The Local Order of Moose are getting ready for their annual big party in the Town Hall next Tuesday. Last year it turned out “the” event of the winter season with almost 1,000 attending. This year the hall has been highly decorated and upstairs in the main hall eight snappy musicians, Pat and His Pals orchestra, will afford special new numbers for the modern dances while another orchestra will play in the lower hall for old fashioned dances. The proceeds are to be given to the Mooseheart Home for Little Children. Last year over $100 was realized for this cause. This will be the last dance before Lent.

There will be a Grand March at nine followed by the regular Moose Ceremony. Dancing will be in order until twelve and ice cream and cake will be served throughout the evening in the basement.

February 11, 1943
SHORTEST PROVINCETOWN TOWN MEETING IN YEARS

In the shortest session of recent years, the citizens of Provincetown voted appropriations amounting to $215,082.07 at their annual Town Meeting held here on Monday. The morning session, at which no funds can be appropriated, delayed 40 minutes for a quorum, lasted only 20 minutes, and the evening session, starting at 7:30 p.m., was over in a little more than two hours later. Both sessions were completely devoid of the controversies and fireworks that have marked the Town Meetings of previous years.

When the meeting Monday morning was finally called to order, Judge Robert A. Welsh was quickly elected moderator.

The controversy expected when the question of repassing the 9 p.m. curfew regulation for all children 16 years and under, did not materialize. Selectman Barnett read the new by-law, which, he said, had been approved by the Attorney General and had been successfully enforced in other towns. The Rev. Roy Q. Whiting again brought up the question as to the difficulty in interpreting “proper adult” chaperonage for children after nine o’clock and Mr. Barnett said the police would have to use their judgment in deciding that issues. The curfew was passed with 19 votes then without further opposition.

The evening session convened promptly at 7:30 p.m.

One of the innovations introduced this year by the Finance Department on copies of the warrant handed each voter was the listing of the amounts appropriated for each department of the town in 1942, the amounts expended, the balance remaining, as well as the amounts that had been recommended for that year. Alongside these figures were the amounts recommended in each case by the Finance Committee.

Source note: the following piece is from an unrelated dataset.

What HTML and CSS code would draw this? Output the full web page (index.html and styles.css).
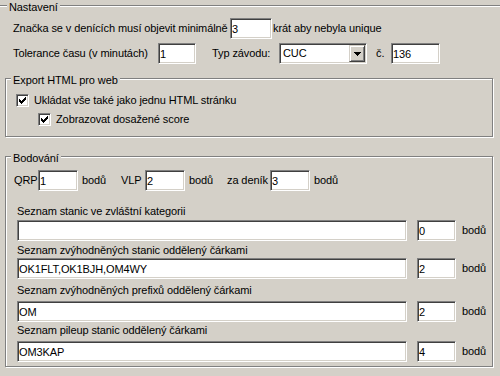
FILE: index.html
```html
<!DOCTYPE html>
<html lang="cs">
<head>
  <meta charset="UTF-8"/>
  <title>Nastavení</title>
  <link rel="stylesheet" href="styles.css">
</head>
<body>
  <div class="group main">
    <span class="caption">Nastavení</span>
    <div class="row r1">
      <span class="lbl w-min">Značka se v denících musí objevit minimálně</span>
      <input class="edit e-min" type="text" value="3">
      <span class="lbl after">krát aby nebyla unique</span>
    </div>
    <div class="row r2">
      <span class="lbl w-tol">Tolerance času (v minutách)</span>
      <input class="edit e-tol" type="text" value="1">
      <span class="lbl w-typ">Typ závodu:</span>
      <div class="combo">
        <span class="combo-text">CUC</span>
        <span class="drop"><svg width="7" height="4" viewBox="0 0 7 4"><path d="M0 0h7v1H0zM1 1h5v1H1zM2 2h3v1H2zM3 3h1v1H3z" fill="#000"/></svg></span>
      </div>
      <span class="lbl w-c">č.</span>
      <input class="edit e-num" type="text" value="136">
    </div>

    <div class="group export">
      <span class="caption">Export HTML pro web</span>
      <label class="check-row c1">
        <span class="check"><svg width="11" height="11" viewBox="0 0 11 11"><path d="M2 4h1v3H2zM3 5h1v3H3zM4 6h1v3H4zM5 5h1v3H5zM6 4h1v3H6zM7 3h1v3H7zM8 2h1v3H8z" fill="#000"/></svg></span>
        Ukládat vše také jako jednu HTML stránku
      </label>
      <label class="check-row c2">
        <span class="check"><svg width="11" height="11" viewBox="0 0 11 11"><path d="M2 4h1v3H2zM3 5h1v3H3zM4 6h1v3H4zM5 5h1v3H5zM6 4h1v3H6zM7 3h1v3H7zM8 2h1v3H8z" fill="#000"/></svg></span>
        Zobrazovat dosažené score
      </label>
    </div>

    <div class="group points">
      <span class="caption">Bodování</span>
      <div class="row pts">
        <span class="lbl w-qrp">QRP</span>
        <input class="edit e-pt" type="text" value="1">
        <span class="lbl unit">bodů</span>
        <span class="lbl w-qrp">VLP</span>
        <input class="edit e-pt" type="text" value="2">
        <span class="lbl unit">bodů</span>
        <span class="lbl w-den">za deník</span>
        <input class="edit e-pt" type="text" value="3">
        <span class="lbl unit">bodů</span>
      </div>

      <div class="item i1">
        <div class="item-label">Seznam stanic ve zvláštní kategorii</div>
        <div class="item-row">
          <input class="edit wide" type="text" value="">
          <input class="edit small" type="text" value="0">
          <span class="lbl">bodů</span>
        </div>
      </div>
      <div class="item i2">
        <div class="item-label">Seznam zvýhodněných stanic oddělený čárkami</div>
        <div class="item-row">
          <input class="edit wide" type="text" value="OK1FLT,OK1BJH,OM4WY">
          <input class="edit small" type="text" value="2">
          <span class="lbl">bodů</span>
        </div>
      </div>
      <div class="item i3">
        <div class="item-label">Seznam zvýhodněných prefixů oddělený čárkami</div>
        <div class="item-row">
          <input class="edit wide" type="text" value="OM">
          <input class="edit small" type="text" value="2">
          <span class="lbl">bodů</span>
        </div>
      </div>
      <div class="item i4">
        <div class="item-label">Seznam pileup stanic oddělený čárkami</div>
        <div class="item-row">
          <input class="edit wide" type="text" value="OM3KAP">
          <input class="edit small" type="text" value="4">
          <span class="lbl">bodů</span>
        </div>
      </div>
    </div>
  </div>
</body>
</html>
```

FILE: styles.css
```css
html, body {
  margin:0;
  width:500px;
  height:376px;
  overflow:hidden;
}
body {
  background:#d4d0c8;
  color:#000;
  font-family:"Liberation Sans",Arial,sans-serif;
  font-size:11px;
  line-height:13px;
  letter-spacing:-0.1px;
}

/* etched group boxes */
.group {
  position:relative;
  box-sizing:border-box;
  border:1px solid #808080;
  box-shadow:inset 1px 1px 0 #fff, 1px 1px 0 #fff;
}
.caption {
  position:absolute;
  left:5px;
  top:-5px;
  padding:0 2px;
  background:#d4d0c8;
  white-space:nowrap;
}
/* outer group is wider and taller than the visible area */
.main {
  margin:5px 0 0 -4px;
  width:504px;
  height:371px;
  padding:12px 0 0 8px;
  border-right:0;
  border-bottom:0;
}
.main > .caption { left:10px; }
.export {
  width:488px;
  margin-top:14px;
  padding:15px 0 10px 0;
}
.points {
  width:488px;
  margin-top:19px;
  padding:13px 0 4px 0;
}

.row {
  display:flex;
  align-items:center;
  white-space:nowrap;
}
.r1, .r2 { margin-left:8px; }
.r2 { margin-top:4px; }
.lbl { white-space:nowrap; flex:none; }
.w-min { width:217px; }
.after { margin-left:1px; }
.w-tol { width:145px; }
.w-typ { width:67px; margin-left:16px; }
.w-c { width:15px; margin-left:9px; }

/* sunken edit fields */
.edit {
  box-sizing:border-box;
  height:21px;
  margin:0;
  padding:0 1px;
  border:1px solid;
  border-color:#808080 #fff #fff #808080;
  box-shadow:inset 1px 1px 0 #404040, inset -1px -1px 0 #d4d0c8;
  background:#fff;
  font-family:inherit;
  font-size:11px;
  letter-spacing:-0.1px;
  color:#000;
  outline:none;
  flex:none;
}
.e-min { width:42px; }
.e-tol { width:38px; }
.e-num { width:49px; }
.e-pt { width:40px; }

.combo {
  box-sizing:border-box;
  display:flex;
  align-items:center;
  width:88px;
  height:21px;
  padding:1px;
  border:1px solid;
  border-color:#808080 #fff #fff #808080;
  box-shadow:inset 1px 1px 0 #404040, inset -1px -1px 0 #d4d0c8;
  background:#fff;
  flex:none;
}
.combo-text { flex:1; padding-left:2px; }
.drop {
  box-sizing:border-box;
  width:16px;
  height:17px;
  display:flex;
  align-items:center;
  justify-content:center;
  background:#d4d0c8;
  border:1px solid;
  border-color:#d4d0c8 #404040 #404040 #d4d0c8;
  box-shadow:inset 1px 1px 0 #fff, inset -1px -1px 0 #808080;
}

/* checkboxes */
.check-row {
  display:flex;
  align-items:center;
  white-space:nowrap;
}
.c1 { margin-left:10px; }
.c2 { margin-left:32px; margin-top:6px; }
.check {
  box-sizing:border-box;
  width:13px;
  height:13px;
  margin-right:5px;
  border:1px solid;
  border-color:#808080 #fff #fff #808080;
  box-shadow:inset 1px 1px 0 #404040, inset -1px -1px 0 #d4d0c8;
  background:#fff;
  flex:none;
}
.check svg { display:block; }

/* points */
.pts { padding-left:8px; }
.w-qrp { width:24px; }
.unit { width:38px; margin-left:4px; }
.w-den { width:43px; }
.pts .unit:nth-of-type(2) { width:39px; }

.item { padding-left:11px; }
.item-row { display:flex; align-items:center; }
.wide { width:390px; }
.small { width:39px; margin-left:10px; }
.item-row .lbl { margin-left:6px; }
.i1 { margin-top:14px; }
.i1 .item-row { margin-top:2px; }
.i2 { margin-top:3px; }
.i2 .item-row { margin-top:1px; }
.i3 { margin-top:5px; }
.i3 .item-row { margin-top:4px; }
.i4 { margin-top:2px; }
.i4 .item-row { margin-top:4px; }
```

This information, giving the condition of each official and department at a glance, possibly accounted in no small measure for the clocklike precision with which the voters went through, item by item, the entire general budget in remarkably short time. In practically every case the recommendations of the Finance Committee were followed, and there was but little discussion of any of the items.


February 9, 1961
OPERATORS CALL HELP FROM CHURCH

Quick thinking and prompt action on the part of the telephone operators at the Provincetown exchange kept the damage by fire Sunday at 10 a.m. at the home of Salvador Vasques at 6 Washington Avenue down to approximately $700.

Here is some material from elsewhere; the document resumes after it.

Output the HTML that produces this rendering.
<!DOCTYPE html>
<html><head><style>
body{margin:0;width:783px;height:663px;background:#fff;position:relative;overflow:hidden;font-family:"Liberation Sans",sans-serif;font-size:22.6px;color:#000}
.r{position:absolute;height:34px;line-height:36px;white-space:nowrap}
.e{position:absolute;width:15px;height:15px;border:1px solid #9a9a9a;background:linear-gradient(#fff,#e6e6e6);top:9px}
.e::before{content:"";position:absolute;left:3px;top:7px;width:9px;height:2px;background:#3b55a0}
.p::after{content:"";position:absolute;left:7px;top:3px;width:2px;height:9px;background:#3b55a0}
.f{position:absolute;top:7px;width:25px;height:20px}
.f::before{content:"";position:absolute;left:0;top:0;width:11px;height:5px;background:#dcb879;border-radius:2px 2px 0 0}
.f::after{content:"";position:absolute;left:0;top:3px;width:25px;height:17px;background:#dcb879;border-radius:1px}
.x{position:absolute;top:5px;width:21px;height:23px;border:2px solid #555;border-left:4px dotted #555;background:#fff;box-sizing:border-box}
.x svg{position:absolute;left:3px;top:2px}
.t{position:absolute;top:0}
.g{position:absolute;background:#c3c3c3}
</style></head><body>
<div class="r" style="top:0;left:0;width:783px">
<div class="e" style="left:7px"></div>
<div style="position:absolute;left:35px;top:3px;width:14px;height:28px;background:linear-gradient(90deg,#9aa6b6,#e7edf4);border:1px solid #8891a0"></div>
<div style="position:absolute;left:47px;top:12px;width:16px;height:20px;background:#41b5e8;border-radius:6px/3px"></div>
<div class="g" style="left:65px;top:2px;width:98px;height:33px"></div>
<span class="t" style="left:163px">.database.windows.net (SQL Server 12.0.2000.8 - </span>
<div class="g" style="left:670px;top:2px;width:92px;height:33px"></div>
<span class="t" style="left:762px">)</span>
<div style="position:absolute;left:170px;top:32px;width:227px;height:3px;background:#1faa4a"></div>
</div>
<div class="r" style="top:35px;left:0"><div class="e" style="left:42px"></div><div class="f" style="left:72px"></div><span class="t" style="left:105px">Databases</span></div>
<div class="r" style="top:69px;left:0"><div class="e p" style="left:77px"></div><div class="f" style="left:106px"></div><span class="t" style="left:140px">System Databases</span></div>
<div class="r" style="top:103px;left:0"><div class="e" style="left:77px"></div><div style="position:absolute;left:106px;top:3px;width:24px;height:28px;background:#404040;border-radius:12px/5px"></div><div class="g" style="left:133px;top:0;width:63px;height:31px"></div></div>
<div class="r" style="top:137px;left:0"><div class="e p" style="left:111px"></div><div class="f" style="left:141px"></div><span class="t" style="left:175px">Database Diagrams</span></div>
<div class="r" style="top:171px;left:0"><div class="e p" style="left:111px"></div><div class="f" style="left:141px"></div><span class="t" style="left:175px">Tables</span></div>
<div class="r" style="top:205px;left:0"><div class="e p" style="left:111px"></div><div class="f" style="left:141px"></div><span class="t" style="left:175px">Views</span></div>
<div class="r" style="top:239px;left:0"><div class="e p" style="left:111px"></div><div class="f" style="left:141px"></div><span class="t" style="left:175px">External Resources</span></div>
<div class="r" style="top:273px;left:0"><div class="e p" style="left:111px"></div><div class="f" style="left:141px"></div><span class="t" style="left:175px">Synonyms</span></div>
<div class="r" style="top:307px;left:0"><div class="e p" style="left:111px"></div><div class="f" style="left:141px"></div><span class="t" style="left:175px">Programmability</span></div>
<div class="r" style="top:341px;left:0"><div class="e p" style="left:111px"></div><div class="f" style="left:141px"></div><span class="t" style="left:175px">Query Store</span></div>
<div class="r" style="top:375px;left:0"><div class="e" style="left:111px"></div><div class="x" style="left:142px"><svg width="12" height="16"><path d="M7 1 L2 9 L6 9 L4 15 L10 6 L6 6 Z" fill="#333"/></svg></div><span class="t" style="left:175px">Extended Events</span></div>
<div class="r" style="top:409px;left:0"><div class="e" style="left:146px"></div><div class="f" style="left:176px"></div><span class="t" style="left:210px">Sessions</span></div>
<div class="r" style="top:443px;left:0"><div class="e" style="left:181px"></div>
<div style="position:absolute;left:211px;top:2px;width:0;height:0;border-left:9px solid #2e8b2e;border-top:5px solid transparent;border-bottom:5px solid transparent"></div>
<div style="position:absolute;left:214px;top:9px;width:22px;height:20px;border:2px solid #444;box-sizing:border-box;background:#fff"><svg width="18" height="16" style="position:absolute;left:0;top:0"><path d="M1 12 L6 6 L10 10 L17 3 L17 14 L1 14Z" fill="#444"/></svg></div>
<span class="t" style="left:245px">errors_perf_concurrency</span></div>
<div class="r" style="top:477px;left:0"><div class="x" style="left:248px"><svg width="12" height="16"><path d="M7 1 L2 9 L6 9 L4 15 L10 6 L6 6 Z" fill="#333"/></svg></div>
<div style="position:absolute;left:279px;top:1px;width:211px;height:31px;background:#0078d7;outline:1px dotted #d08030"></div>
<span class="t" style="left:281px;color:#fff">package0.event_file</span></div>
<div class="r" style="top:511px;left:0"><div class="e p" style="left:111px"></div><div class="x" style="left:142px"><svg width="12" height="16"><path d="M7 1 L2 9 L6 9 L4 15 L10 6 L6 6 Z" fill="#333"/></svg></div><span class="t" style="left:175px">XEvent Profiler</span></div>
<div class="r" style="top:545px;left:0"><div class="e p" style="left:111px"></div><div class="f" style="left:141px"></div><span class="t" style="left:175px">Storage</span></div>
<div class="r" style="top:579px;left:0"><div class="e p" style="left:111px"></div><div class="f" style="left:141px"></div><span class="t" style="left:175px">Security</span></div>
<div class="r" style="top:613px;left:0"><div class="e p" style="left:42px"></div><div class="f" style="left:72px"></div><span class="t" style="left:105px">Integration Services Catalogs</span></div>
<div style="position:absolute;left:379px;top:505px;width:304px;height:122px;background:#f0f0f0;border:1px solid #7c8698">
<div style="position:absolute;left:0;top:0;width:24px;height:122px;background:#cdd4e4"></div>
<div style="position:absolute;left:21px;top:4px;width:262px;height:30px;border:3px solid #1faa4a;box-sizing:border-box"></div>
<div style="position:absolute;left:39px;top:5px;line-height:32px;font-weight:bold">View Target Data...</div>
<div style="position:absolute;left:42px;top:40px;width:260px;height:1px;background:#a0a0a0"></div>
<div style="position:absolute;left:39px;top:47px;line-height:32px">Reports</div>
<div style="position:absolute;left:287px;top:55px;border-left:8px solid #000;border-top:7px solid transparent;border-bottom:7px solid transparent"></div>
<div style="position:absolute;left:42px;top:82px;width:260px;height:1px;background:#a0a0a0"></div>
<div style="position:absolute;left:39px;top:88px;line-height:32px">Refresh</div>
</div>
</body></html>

When the alarm was turned in at the telephone office nothing happened. The siren atop Town Hall, clogged with snow, was frozen. Immediately supervisor Mr. Frances Raymond put in a call to the Church of St. Peter the Apostle and the message was announced in church that firemen attending the 10 o’clock Mass were needed. Meanwhile other operators were calling Patrick’s Newsstand, the Patrician Shop in the East End and several other places in town to round up members of the fire department. Calls were made to the homes of all the fire engineers. Fire Chief Wilbur Cook was notified at the Cape End Manor, where he was checking on the auxiliary generator that had been used there during the storm. Other firemen were alerted at their homes when the apparatus started to roll through Bradford Street.

The fire at the Vasques home was caused by an overheated fireplace when a spark got into the partitions behind the fireplace and started to burn between the walls.

At about the same time some members of the department were called to Dyer Street a short distance away at the home of Mrs. Mary Salvador where an alarm had been called for a flooded oil burner. There was no damage.